Ощущала, как замирают, готовясь вылететь из ствола, увесистые пули, каждая — как маленькая свинцовая смерть. Не торопясь, плавно, с любовью давила на спуск.
Давно поняла: если не ее ружье подстрелит эту белку или глухаря, то найдется другой хищник, куница или лиса, кто задерет их день спустя. А через месяц или год хищник сам падет от болезни или старости, станет добычей червей, растворится в земле, напитает соками деревья, прорастет на них свежей хвоей и молочными шишками- станет пищей для детей убитой белки или задранного глухаря. Зулейха поняла это не сама — урман научил.

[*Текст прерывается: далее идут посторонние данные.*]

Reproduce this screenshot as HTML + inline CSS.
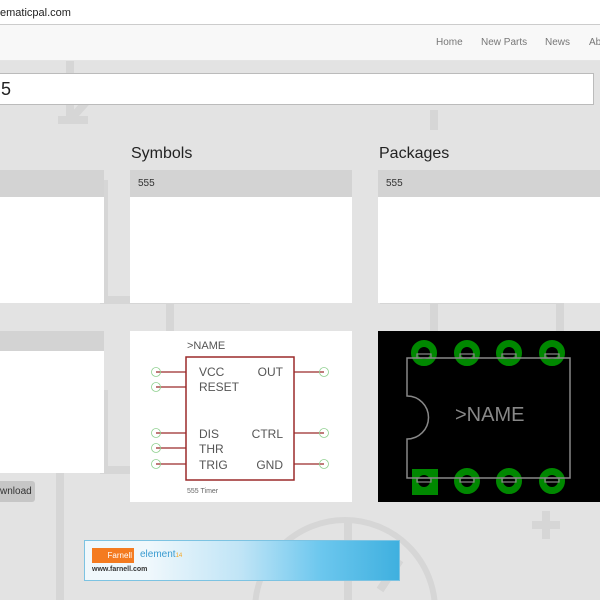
<!DOCTYPE html>
<html><head><style>
html,body{margin:0;width:600px;height:600px;overflow:hidden}
body{background:#e3e3e3;font-family:"Liberation Sans",Arial,sans-serif;position:relative}
.a{position:absolute}
</style></head><body>
<svg class="a" style="left:0;top:0" width="600" height="600">
<g stroke="#d6d6d6" stroke-width="8" fill="none">
<path d="M70 60V120M58 120H88M104 180V300H250M170 300V500M104 390V470H190M60 470V600M70 120L88 100"/>
<path d="M434 110V130M434 300V360M520 360V450H560M380 300H560V350"/>
<circle cx="345" cy="610" r="90" stroke-width="6"/>
<path d="M348 520V600M380 590L400 560"/>
<path d="M532 525H560M546 511V539"/>
</g></svg>
<div class="a" style="left:0;top:0;width:600px;height:24px;background:#fff;border-bottom:1px solid #ccc;font-size:11px;line-height:26px;color:#222">ematicpal.com</div>
<div class="a" style="left:0;top:25px;width:600px;height:35px;background:#f8f8f8;border-bottom:1px solid #e5e5e5;font-size:10px;color:#777">
<span class="a" style="left:436px;top:12px">Home</span><span class="a" style="left:481px;top:12px">New Parts</span><span class="a" style="left:545px;top:12px">News</span><span class="a" style="left:589px;top:12px">Ab</span></div>
<div class="a" style="left:-5px;top:73px;width:597px;height:30px;background:#fff;border:1px solid #bbb;font-size:18px;line-height:30px;color:#222">&nbsp;5</div>
<div class="a" style="left:131px;top:145px;font-size:16px;color:#222">Symbols</div>
<div class="a" style="left:379px;top:145px;font-size:16px;color:#222">Packages</div>
<div class="a" style="left:0;top:170px;width:104px;height:27px;background:#d3d3d3"></div>
<div class="a" style="left:0;top:197px;width:104px;height:106px;background:#fff"></div>
<div class="a" style="left:130px;top:170px;width:222px;height:27px;background:#d3d3d3;font-size:10px;line-height:27px;color:#333;text-indent:8px">555</div>
<div class="a" style="left:130px;top:197px;width:222px;height:106px;background:#fff"></div>
<div class="a" style="left:378px;top:170px;width:222px;height:27px;background:#d3d3d3;font-size:10px;line-height:27px;color:#333;text-indent:8px">555</div>
<div class="a" style="left:378px;top:197px;width:222px;height:106px;background:#fff"></div>
<div class="a" style="left:0;top:331px;width:104px;height:20px;background:#d3d3d3"></div>
<div class="a" style="left:0;top:351px;width:104px;height:122px;background:#fff"></div>
<div class="a" style="left:0;top:481px;width:35px;height:21px;background:#c6c6c6;border-radius:0 3px 3px 0;font-size:10px;line-height:21px;color:#333">wnload</div>
<svg class="a" style="left:130px;top:331px" width="222" height="171" font-family="Liberation Sans,Arial,sans-serif">
<rect width="222" height="171" fill="#fff"/>
<text x="57" y="18" font-size="11" fill="#555">&gt;NAME</text>
<rect x="56" y="26" width="108" height="123" fill="none" stroke="#9b2a2a" stroke-width="1.5"/>
<g stroke="#9b2a2a" stroke-width="1.2"><path d="M26 41H56M26 56H56M26 102H56M26 117H56M26 133H56M164 41H194M164 102H194M164 133H194"/></g>
<g fill="none" stroke="#8fd08f" stroke-width="0.8"><circle cx="26" cy="41" r="4.5"/><circle cx="26" cy="56" r="4.5"/><circle cx="26" cy="102" r="4.5"/><circle cx="26" cy="117" r="4.5"/><circle cx="26" cy="133" r="4.5"/><circle cx="194" cy="41" r="4.5"/><circle cx="194" cy="102" r="4.5"/><circle cx="194" cy="133" r="4.5"/></g>
<g font-size="12" fill="#555"><text x="69" y="45">VCC</text><text x="69" y="60">RESET</text><text x="69" y="107">DIS</text><text x="69" y="122">THR</text><text x="69" y="138">TRIG</text>
<text x="153" y="45" text-anchor="end">OUT</text><text x="153" y="107" text-anchor="end">CTRL</text><text x="153" y="138" text-anchor="end">GND</text></g>
<text x="57" y="162" font-size="7" fill="#666">555 Timer</text>
</svg>
<svg class="a" style="left:378px;top:331px" width="222" height="171" font-family="Liberation Sans,Arial,sans-serif">
<rect width="222" height="171" fill="#000"/>
<g fill="none" stroke="#008800" stroke-width="7"><circle cx="46" cy="22" r="9.5"/><circle cx="89" cy="22" r="9.5"/><circle cx="131" cy="22" r="9.5"/><circle cx="174" cy="22" r="9.5"/><circle cx="89" cy="150" r="9.5"/><circle cx="131" cy="150" r="9.5"/><circle cx="174" cy="150" r="9.5"/></g>
<path d="M34 138h26v26h-26zM46 150m-6 0a6 6 0 1 0 12 0a6 6 0 1 0-12 0" fill="#008800" fill-rule="evenodd"/>
<path d="M29 27H192V147H29V108A21 21 0 0 0 29 65Z" fill="none" stroke="#888" stroke-width="1.5"/>
<g fill="none" stroke="#888" stroke-width="1.2"><rect x="39" y="23" width="14" height="4"/><rect x="82" y="23" width="14" height="4"/><rect x="124" y="23" width="14" height="4"/><rect x="167" y="23" width="14" height="4"/><rect x="39" y="147" width="14" height="4"/><rect x="82" y="147" width="14" height="4"/><rect x="124" y="147" width="14" height="4"/><rect x="167" y="147" width="14" height="4"/></g>
<text x="77" y="90" font-size="20" fill="#888">&gt;NAME</text>
</svg>
<div class="a" style="left:84px;top:540px;width:314px;height:39px;background:linear-gradient(90deg,#f0f8fc 20%,#bfe4f6 50%,#6cc7ee 75%,#3fb0df);border:1px solid #7cc3e2"></div>
<div class="a" style="left:92px;top:548px;width:42px;height:15px;background:#f47b20;color:#fff;font-size:8px;line-height:15px;text-align:right;padding-right:2px;box-sizing:border-box">Farnell</div>
<div class="a" style="left:140px;top:549px;font-size:10px;color:#3a9bd0">element<span style="font-size:6px;color:#f5a623">14</span></div>
<div class="a" style="left:92px;top:566px;font-size:7px;font-weight:bold;color:#333">www.farnell.com</div>
</body></html>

Смерть была здесь везде, но смерть простая, попятная, по-своему мудрая, даже справедливая: облетали с деревьев и гнили в земле листья и хвоя, ломались под тяжелой медвежьей лапой и высыхали кусты, трава становилась добычей оленя, а сам он — волчьей стаи. Смерть была тесно, неразрывно переплетена с жизнью — и оттого не страшна. Больше того, жизнь в урмане всегда побеждала. Как бы ни бушевали осенью страшные торфяные пожары, как ни была бы холодна и сурова зима, как ни свирепствовали бы оголодавшие хищники, Зулейха знала: весна придет, и брызнут юной зеленью деревья, и шелковая трава затопит выжженную некогда дочерна землю, и народится у зверья веселый и обильный молодняк. Оттого и не чувствовала себя жестокой, убивая. Наоборот, ощущала себя частью этого большого и сильного мира, каплей в зеленом хвойном море.